‘Flashdance’ scores strongest on style and moves
Heavy dose of flash in 'Flashdance the Musical' at the Broward Center for the Performing Arts.
‘Flashdance the Musical’ by Robbie Roth, Robert Carey and Tom Hedley
Broward Center for the Performing Arts, 201 SW Fifth Ave., Fort Lauderdale
8 p.m. Tuesday-Saturday, 2 p.m. Saturday-Sunday through March 17; also 7:30 p.m. March 10, 2 p.m. March 13
$39.50-$79.50 at 954-462-0222, browardcenter.org
Flashdance the Musical has loads of flash and as much bravura dance as you’d expect from a show that celebrates the art form in its name.
Entertaining and even thrilling when its chiseled, artful dancers are executing director-choreographer Sergio Trujillo’s designed-to-dazzle moves, the production now onstage at the Broward Center for the Performing Arts is reversing the usual path for a touring show: This one is beginning on the road and heading toward Broadway in the fall.
Like most in-development musicals, Flashdance has strengths and weaknesses. The former most certainly includes its cast, particularly leading lady Emily Padgett in the role of welder-by-day, dancer-by-night Alex, the star-making part Jennifer Beals played in the 1983 movie. Also on the asset side of the ledger are Trujillo’s demanding choreography and the cinematic production design by Klara Zieglerova (sets), Peter Nigrini (projections) and Howell Binkley (lighting).
The show’s trouble spots are the typical ones for a new musical, namely the book and lyrics.
The script, by Tom Hedley (who had the original idea for Flashdance and co-wrote its screenplay) and Robert Cary, expands on the story of Alex Owens, a small-town girl with big dancing dreams. The musical wisely incorporates some of the signature songs from the movie, including Maniac, I Love Rock ‘n’ Roll, Manhunt, Gloria and What a Feeling.

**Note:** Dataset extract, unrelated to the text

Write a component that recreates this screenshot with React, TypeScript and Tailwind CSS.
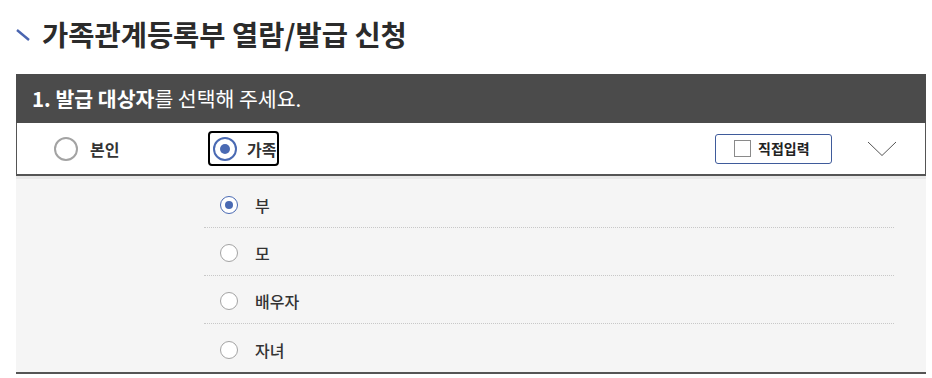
import { useState } from "react";

const FAMILY = ["부", "모", "배우자", "자녀"];

function Radio({ checked, size }: { checked: boolean; size: "lg" | "sm" }) {
  const outer =
    size === "lg" ? "w-[24px] h-[24px] border-2" : "w-[18px] h-[18px] border-[1.5px]";
  const dot = size === "lg" ? "w-[10px] h-[10px]" : "w-[8px] h-[8px]";
  return (
    <span
      className={`${outer} shrink-0 rounded-full bg-white flex items-center justify-center ${
        checked ? "border-[#4a6ab3]" : "border-[#a3a3a3]"
      }`}
    >
      {checked && <span className={`${dot} rounded-full bg-[#4a6ab3]`} />}
    </span>
  );
}

export default function App() {
  const [target, setTarget] = useState<"self" | "family">("family");
  const [member, setMember] = useState("부");
  const [direct, setDirect] = useState(false);

  return (
    <div
      className="w-[932px] h-[378px] bg-white overflow-hidden text-[#333]"
      style={{ fontFamily: '"Noto Sans CJK KR", "Noto Sans", sans-serif' }}
    >
      <div className="h-[74px] flex items-center pl-[16px] pb-[6px]">
        <svg width="14" height="12" viewBox="0 0 14 12" className="mt-[2px]">
          <line x1="1" y1="1" x2="13" y2="11" stroke="#4a65b0" strokeWidth="2.4" />
        </svg>
        <h1 className="ml-[12px] text-[28.5px] font-bold leading-none text-[#2b2b2b]">
          가족관계등록부 열람/발급 신청
        </h1>
      </div>

      <div className="ml-[16px] w-[910px]">
        <div className="h-[49px] bg-[#4b4b4b] flex items-center pl-[16px] text-white text-[20.5px]">
          <span className="font-bold">1. 발급 대상자</span>
          <span>를 선택해 주세요.</span>
        </div>

        <div className="h-[53px] bg-white border-x border-b-2 border-[#555] flex items-center pl-[37px] pr-[28px]">
          <button
            type="button"
            onClick={() => setTarget("self")}
            className="w-[154px] flex items-center gap-[12px] text-[16px] font-bold"
          >
            <Radio checked={target === "self"} size="lg" />
            본인
          </button>
          <button
            type="button"
            onClick={() => setTarget("family")}
            className={`h-[35px] flex items-center gap-[10px] pl-[3px] pr-[1px] rounded-[4px] border-2 text-[16px] font-bold ${
              target === "family" ? "border-black" : "border-transparent"
            }`}
          >
            <Radio checked={target === "family"} size="lg" />
            가족
          </button>

          <button
            type="button"
            onClick={() => setDirect(!direct)}
            className="ml-auto h-[30px] w-[117px] border border-[#3f5b9b] rounded-[3px] flex items-center pl-[18px] gap-[7px] text-[14px] font-bold text-[#222]"
          >
            <span className="w-[17px] h-[17px] border border-[#8a8a8a] bg-white flex items-center justify-center text-[11px] leading-none">
              {direct ? "✓" : ""}
            </span>
            직접입력
          </button>
          <svg width="30" height="16" viewBox="0 0 30 16" className="ml-[35px]">
            <polyline points="1,1 15,14.5 29,1" fill="none" stroke="#555" strokeWidth="1" />
          </svg>
        </div>

        <div className="bg-[#f5f5f5] border-t-[3px] border-[#e8e8e8] border-b-2 border-b-[#555] pl-[188px] pr-[32px]">
          {FAMILY.map((m, i) => (
            <button
              type="button"
              key={m}
              onClick={() => setMember(m)}
              className={`w-full flex items-center pl-[16px] pt-[3px] gap-[17px] text-[16px] font-medium text-[#333] ${
                i < FAMILY.length - 1 ? "border-b border-dotted border-[#c8c8c8]" : ""
              } ${i === 0 ? "h-[49px]" : "h-[48px]"}`}
            >
              <Radio checked={member === m} size="sm" />
              {m}
            </button>
          ))}
        </div>
      </div>
    </div>
  );
}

But because a stage musical demands that characters dance and sing, composer Robbie Roth and Cary (his co-lyricist) have written more than a dozen new songs for the hybrid score. Yet with a few exceptions, notably the love duet Hang On for Alex and her reimagined boss-boyfriend Nick (Matthew Hydzik), the new numbers just don’t have the punch of the driving, flashy ‘80s originals. Yes, the new lyrics rhyme, but those rhymes are too often uninspired, clunky or cliched.
As for the script, it contains some passages with too much exposition (the exchanges between Padgett’s Alex and JoAnn Cunningham as her mentor, former dancer and teacher Hannah, come to mind), but it doesn’t take the Flashdance story much beyond the face-your-fears theme of the movie. It also contains an anachronistic reference to outsourcing, when Nick is faced with laying off workers at his family’s steel plant, and a too-contemporary comment by Hannah regarding dancers’ contractions and epidural anesthetic. Flashdance is supposed to be happening in the early ‘80s, people.
All that said, if you were to ask theatergoers what they thought about the show’s story, lots of them would probably say, “Story? What story? Who cares?” For them, the dancers’ skills and hotness, plus Trujillo’s inventive choreography, more than compensate for any Flashdance flaws.
Padgett, wide-eyed, charismatic and sporting a wig that makes her look a bit like Beals, has a real presence. Slender and strong, she’s a glorious dancer and terrific singer, and her quiet, determined Alex is easy to root for. Uncooperative equipment or a botched move left her high and dry during the show’s famous shower scene on opening night, but a trouper, she stylishly soldiered on.
Handsome and younger than the movie Nick, Hydzik is an appealing romantic lead with a fine voice. But Hedley and Cary could help him by deepening Nick’s conflict over his future.
The women playing Alex’s dancer pals are the performers most obviously responsible for shifting the focus of Flashdance from its story to its mesmerizing movement. Rachelle Rak, so buff that she could be mistaken for a female body builder, combines power and raw sensuality on I Love Rock ‘n’ Roll. Kelly Felthous makes Gloria into a cute little blonde much like Kristin Chenoweth, so the character’s detour into the seedier world of strip clubs feels even more disturbing. And DeQuina Moore is both funny and, on Manhunt, magnetically fierce.
Those who prefer their musical comedies fully developed and working on all levels may have some problems with Flashdance the musical. But folks looking for what the movie supplied — hotness and romance packaged like a music video — should be happy with what’s onstage in Fort Lauderdale.